In order to design a controller for this system using the tools we introduce in this course; the system must be linearized. In this case we can linearize the system using the small angle approximation assumption. We can do this because we generally intend to keep (control) the inverted pendulum close to $\theta \approx 0^{o}$ .

Linearize the above equations using the small angle approximation.
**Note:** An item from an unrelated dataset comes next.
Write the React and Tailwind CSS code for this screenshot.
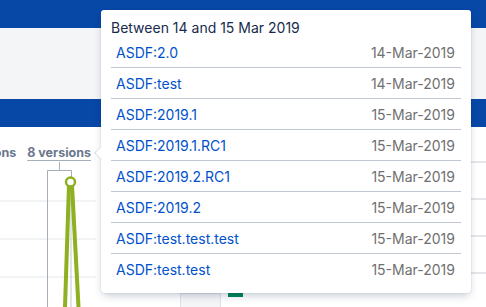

That is, assume $sin\theta = \theta$ .

Repeat task ‎1 using the linearized model and compare the nonlinear versus the nonlinear responses, in two subplots, one for each of $\theta,\dot{\theta}$ . Briefly explain the observed differences. At what value of $\theta$ does the approximation become noticeably inaccurate?

dxdt = @(t,x,u) [x(2); (u - mr * g * l *(x(1))) / ( I + mr * l^2)];  
for ix = 1:length(t)-1
    xdot = dxdt(t(ix), x_sim(:,ix), u(1,ix+1)); % Grab the derivative vector
    x_sim(1, ix+1) = x_sim(1, ix) + xdot(1) * dt; % Integrate x1
    x_sim(2, ix+1) = x_sim(2, ix) + xdot(2) * dt; % Integrate x2
end
 
% And plot
figure()
hold on
set(gcf,'Position', [10 10 600 300], 'DefaultLineLineWidth', 2)
plot(t,u(1,:),'k--')
plot(t,x_sim(1,:), 'b:')
plot(t,x_sim(2,:),'r')
grid on
xlabel('Time [s]')
legend('u','x','xdot')  
print(gcf,'foo.png','-dpng','-r600');

Note that when experimenting with a controller design via simulation, we design the controller using the linearized model if we wish, but it is important to simulate the response as accurate as possible. That is, simulate the nonlinear response.

Explain why it is better to simulate the nonlinear model and not the linearized model, when testing a controller?